------ Record list
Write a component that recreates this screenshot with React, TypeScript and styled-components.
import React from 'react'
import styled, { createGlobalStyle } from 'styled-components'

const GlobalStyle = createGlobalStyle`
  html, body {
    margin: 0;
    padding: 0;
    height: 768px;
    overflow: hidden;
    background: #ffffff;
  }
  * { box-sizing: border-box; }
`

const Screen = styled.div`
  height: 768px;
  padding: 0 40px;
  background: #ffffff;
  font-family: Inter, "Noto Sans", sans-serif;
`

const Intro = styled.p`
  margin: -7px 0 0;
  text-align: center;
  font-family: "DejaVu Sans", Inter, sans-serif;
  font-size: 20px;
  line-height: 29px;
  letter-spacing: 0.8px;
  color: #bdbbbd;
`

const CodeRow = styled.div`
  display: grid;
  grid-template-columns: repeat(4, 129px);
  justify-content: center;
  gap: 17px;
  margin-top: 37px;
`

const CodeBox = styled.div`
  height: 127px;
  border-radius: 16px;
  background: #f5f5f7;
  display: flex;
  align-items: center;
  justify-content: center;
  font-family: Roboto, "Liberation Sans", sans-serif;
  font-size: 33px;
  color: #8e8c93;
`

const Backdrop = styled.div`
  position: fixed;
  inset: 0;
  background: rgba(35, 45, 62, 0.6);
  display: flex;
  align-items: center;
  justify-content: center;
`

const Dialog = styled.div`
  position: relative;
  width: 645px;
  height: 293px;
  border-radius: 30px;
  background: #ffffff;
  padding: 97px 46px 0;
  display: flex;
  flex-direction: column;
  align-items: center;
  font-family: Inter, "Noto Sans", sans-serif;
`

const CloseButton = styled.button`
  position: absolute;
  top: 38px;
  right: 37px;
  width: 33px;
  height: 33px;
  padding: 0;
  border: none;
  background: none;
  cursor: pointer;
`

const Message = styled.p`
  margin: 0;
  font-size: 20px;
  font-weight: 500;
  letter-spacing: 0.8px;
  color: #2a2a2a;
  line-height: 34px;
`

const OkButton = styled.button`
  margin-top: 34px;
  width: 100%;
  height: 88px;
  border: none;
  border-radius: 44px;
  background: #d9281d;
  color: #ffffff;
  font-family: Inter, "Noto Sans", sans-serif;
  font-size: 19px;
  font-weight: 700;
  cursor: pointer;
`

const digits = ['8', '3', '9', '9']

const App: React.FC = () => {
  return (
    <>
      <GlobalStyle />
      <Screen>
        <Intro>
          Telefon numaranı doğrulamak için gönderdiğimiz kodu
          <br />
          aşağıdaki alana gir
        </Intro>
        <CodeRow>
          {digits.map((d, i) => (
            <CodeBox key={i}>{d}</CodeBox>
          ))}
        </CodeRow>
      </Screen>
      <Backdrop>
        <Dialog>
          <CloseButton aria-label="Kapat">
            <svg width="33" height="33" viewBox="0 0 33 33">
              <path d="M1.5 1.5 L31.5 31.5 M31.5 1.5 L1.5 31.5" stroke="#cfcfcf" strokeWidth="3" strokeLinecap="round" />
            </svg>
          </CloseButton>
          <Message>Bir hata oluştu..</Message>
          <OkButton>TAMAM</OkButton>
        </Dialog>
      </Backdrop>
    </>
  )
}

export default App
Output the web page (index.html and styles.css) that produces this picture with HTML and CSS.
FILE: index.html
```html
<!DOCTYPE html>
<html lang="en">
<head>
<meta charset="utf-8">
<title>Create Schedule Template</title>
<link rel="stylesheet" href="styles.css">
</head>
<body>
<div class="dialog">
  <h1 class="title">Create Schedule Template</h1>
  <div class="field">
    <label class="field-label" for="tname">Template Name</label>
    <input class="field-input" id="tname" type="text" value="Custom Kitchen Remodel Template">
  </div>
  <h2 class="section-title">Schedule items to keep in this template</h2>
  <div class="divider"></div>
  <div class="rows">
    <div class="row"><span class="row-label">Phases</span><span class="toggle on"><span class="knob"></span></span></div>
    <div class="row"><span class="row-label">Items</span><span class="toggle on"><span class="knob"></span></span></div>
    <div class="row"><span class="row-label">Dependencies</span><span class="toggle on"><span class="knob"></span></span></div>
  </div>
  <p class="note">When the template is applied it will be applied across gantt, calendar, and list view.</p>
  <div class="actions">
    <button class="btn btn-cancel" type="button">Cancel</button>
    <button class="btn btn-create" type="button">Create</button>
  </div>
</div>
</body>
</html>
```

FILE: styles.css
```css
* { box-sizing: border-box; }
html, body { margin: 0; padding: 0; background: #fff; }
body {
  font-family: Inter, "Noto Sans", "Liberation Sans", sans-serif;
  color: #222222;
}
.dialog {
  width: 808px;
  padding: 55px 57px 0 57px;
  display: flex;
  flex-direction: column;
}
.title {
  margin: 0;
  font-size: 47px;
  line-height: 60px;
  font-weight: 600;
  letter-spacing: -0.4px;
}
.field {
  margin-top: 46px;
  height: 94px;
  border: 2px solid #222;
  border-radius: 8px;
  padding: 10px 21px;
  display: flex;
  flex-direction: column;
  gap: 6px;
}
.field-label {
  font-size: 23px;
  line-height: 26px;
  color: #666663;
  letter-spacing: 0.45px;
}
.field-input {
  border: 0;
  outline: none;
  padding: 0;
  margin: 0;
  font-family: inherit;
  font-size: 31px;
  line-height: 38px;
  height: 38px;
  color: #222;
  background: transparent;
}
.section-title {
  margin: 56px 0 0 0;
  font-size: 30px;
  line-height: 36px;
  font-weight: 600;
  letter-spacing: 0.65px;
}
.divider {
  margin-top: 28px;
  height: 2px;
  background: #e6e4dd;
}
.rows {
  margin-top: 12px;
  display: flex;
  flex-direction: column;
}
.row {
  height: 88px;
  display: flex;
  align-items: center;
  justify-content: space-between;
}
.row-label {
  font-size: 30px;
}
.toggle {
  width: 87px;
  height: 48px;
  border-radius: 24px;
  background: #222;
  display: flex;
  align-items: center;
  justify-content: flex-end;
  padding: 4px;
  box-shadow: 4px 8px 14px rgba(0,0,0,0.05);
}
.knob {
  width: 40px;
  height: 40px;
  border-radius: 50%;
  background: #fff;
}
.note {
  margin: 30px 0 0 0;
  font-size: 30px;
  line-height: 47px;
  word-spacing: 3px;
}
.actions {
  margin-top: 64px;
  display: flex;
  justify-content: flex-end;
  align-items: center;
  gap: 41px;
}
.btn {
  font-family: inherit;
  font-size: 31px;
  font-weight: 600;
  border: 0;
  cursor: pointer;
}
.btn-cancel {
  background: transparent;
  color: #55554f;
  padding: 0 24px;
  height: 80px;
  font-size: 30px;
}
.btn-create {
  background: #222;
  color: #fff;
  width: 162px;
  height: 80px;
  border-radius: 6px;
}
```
------------
------ Record list
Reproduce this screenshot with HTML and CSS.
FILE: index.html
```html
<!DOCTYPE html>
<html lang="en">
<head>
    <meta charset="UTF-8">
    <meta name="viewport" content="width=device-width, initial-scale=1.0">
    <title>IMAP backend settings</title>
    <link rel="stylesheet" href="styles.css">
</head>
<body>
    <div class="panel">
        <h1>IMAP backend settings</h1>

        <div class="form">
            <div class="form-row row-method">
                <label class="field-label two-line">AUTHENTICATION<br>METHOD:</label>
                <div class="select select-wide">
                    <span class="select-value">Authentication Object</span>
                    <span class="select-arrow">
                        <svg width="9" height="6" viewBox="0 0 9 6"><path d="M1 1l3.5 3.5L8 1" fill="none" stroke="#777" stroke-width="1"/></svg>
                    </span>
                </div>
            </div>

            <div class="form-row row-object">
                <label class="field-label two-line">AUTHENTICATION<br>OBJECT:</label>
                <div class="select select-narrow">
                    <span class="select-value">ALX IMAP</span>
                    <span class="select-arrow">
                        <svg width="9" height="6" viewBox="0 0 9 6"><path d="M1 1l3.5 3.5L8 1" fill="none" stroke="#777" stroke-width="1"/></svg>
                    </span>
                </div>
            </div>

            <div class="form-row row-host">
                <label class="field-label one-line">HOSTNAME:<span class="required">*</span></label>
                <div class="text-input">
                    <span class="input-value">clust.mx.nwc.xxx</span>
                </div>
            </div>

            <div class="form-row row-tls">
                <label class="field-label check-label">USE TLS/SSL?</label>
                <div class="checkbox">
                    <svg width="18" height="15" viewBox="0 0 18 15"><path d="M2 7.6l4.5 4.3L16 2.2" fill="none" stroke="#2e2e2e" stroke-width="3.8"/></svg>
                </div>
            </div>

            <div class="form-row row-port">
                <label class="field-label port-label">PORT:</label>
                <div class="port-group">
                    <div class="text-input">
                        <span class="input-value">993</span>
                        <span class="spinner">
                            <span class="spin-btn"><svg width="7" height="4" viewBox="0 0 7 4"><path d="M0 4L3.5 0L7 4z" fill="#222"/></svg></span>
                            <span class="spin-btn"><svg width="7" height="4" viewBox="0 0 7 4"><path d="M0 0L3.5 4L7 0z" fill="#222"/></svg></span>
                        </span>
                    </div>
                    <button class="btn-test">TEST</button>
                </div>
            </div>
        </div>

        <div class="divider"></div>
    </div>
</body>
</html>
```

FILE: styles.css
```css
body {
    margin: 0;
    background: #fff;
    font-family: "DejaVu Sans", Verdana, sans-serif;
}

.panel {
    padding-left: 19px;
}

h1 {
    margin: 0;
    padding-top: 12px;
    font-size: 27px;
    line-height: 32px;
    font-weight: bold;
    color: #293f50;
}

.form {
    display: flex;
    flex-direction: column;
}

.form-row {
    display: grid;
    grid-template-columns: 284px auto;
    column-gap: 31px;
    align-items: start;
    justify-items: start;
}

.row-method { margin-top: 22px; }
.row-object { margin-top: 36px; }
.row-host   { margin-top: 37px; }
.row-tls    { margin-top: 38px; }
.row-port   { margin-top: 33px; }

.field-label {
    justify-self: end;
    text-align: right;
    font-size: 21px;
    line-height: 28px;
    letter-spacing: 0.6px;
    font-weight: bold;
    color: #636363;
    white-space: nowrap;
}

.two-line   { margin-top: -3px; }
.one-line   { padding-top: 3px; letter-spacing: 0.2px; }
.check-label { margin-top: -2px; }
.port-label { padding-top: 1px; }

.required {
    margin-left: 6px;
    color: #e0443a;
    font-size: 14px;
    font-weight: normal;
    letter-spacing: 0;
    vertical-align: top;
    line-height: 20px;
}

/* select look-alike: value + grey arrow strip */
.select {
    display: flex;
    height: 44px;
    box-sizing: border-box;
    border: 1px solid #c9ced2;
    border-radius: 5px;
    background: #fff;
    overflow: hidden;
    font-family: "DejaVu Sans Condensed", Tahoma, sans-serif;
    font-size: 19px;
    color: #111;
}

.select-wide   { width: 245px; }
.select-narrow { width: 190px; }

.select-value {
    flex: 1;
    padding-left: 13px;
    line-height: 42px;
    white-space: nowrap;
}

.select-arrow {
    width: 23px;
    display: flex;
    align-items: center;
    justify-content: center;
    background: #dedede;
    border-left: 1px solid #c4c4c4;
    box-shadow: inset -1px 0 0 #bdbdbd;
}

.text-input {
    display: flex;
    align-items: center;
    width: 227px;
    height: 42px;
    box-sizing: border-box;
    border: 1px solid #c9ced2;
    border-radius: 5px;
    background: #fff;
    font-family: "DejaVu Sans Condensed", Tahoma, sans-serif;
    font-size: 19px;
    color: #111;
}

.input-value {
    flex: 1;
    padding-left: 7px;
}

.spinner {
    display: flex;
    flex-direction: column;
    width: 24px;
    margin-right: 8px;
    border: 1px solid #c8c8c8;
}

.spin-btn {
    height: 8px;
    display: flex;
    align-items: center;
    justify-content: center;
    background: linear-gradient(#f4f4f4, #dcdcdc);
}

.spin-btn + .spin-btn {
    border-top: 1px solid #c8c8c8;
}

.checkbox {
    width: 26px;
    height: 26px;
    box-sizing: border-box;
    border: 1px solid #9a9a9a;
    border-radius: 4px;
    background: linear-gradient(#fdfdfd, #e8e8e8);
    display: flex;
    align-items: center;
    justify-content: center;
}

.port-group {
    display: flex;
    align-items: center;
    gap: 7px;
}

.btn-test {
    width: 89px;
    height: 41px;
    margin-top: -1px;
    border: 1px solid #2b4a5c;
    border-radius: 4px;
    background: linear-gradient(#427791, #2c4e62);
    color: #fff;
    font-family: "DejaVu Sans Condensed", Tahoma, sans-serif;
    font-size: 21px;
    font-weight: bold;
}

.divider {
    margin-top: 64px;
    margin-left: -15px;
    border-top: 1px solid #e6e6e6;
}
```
------------
------ Record list
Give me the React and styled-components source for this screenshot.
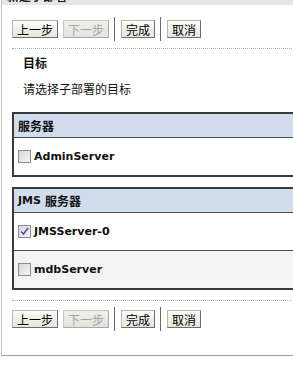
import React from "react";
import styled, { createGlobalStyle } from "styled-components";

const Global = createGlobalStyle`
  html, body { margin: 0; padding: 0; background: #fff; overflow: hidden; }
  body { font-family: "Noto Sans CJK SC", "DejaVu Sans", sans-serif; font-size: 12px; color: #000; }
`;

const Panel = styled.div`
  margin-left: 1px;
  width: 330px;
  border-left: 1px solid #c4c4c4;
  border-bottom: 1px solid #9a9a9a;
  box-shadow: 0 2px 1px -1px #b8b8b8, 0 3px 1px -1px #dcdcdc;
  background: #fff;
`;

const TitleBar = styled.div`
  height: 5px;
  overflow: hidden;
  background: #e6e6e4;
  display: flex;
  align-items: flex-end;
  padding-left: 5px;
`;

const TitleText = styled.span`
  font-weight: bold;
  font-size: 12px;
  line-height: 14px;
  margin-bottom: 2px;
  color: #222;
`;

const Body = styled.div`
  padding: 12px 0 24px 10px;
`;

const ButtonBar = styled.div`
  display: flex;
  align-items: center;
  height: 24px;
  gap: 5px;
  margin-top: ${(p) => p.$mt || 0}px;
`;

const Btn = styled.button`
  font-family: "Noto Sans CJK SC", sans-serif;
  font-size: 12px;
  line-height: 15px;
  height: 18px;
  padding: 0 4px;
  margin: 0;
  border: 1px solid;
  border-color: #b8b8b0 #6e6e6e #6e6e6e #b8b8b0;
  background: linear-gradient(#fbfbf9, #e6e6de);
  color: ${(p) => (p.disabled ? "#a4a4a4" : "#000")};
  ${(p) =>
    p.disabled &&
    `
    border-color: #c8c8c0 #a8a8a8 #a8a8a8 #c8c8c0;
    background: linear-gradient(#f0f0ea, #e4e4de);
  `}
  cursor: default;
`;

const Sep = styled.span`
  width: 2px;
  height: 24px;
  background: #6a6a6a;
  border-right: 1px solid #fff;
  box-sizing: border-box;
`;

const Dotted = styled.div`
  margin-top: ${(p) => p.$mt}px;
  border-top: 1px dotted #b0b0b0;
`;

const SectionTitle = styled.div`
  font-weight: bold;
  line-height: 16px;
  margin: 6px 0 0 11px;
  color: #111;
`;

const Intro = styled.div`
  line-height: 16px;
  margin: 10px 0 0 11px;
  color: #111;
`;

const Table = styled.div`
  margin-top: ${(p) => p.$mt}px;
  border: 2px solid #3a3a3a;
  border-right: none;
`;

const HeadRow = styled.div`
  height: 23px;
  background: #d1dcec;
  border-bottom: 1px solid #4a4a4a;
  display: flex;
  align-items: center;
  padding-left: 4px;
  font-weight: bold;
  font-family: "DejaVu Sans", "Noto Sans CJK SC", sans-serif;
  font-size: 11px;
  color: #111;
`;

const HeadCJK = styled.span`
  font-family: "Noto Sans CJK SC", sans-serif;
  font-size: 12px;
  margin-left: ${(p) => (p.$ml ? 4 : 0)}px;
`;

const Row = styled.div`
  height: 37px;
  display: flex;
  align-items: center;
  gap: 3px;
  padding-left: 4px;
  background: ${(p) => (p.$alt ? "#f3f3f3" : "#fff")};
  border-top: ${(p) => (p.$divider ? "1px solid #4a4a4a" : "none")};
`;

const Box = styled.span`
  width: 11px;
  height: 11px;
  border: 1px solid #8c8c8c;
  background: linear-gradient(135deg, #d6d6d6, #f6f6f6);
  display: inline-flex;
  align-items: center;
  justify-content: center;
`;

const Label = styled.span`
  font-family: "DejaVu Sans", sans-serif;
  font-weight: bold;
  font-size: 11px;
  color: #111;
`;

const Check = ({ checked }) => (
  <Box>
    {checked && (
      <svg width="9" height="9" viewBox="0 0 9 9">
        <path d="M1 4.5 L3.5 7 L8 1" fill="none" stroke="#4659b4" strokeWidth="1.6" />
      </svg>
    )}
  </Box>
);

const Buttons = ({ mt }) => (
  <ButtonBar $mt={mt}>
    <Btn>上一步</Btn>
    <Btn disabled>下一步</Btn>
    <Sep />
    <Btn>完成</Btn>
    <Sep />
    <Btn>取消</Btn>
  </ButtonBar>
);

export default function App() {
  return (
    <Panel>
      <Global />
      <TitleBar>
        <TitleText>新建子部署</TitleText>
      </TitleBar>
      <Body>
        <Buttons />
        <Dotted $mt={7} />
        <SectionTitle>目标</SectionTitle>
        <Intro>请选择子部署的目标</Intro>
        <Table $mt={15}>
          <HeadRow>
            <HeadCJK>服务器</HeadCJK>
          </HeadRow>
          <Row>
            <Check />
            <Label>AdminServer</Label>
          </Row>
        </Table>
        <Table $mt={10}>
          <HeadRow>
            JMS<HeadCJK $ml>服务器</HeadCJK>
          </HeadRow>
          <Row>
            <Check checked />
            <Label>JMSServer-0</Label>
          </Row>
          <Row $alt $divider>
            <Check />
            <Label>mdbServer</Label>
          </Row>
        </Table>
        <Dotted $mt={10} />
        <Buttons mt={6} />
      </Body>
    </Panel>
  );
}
------------
→ Stated task
Extract, from the material above, each line holding the word "components".

→ Answer to the task
Write a component that recreates this screenshot with React, TypeScript and styled-components.
import styled, { createGlobalStyle } from 'styled-components'
Give me the React and styled-components source for this screenshot.
import styled, { createGlobalStyle } from "styled-components";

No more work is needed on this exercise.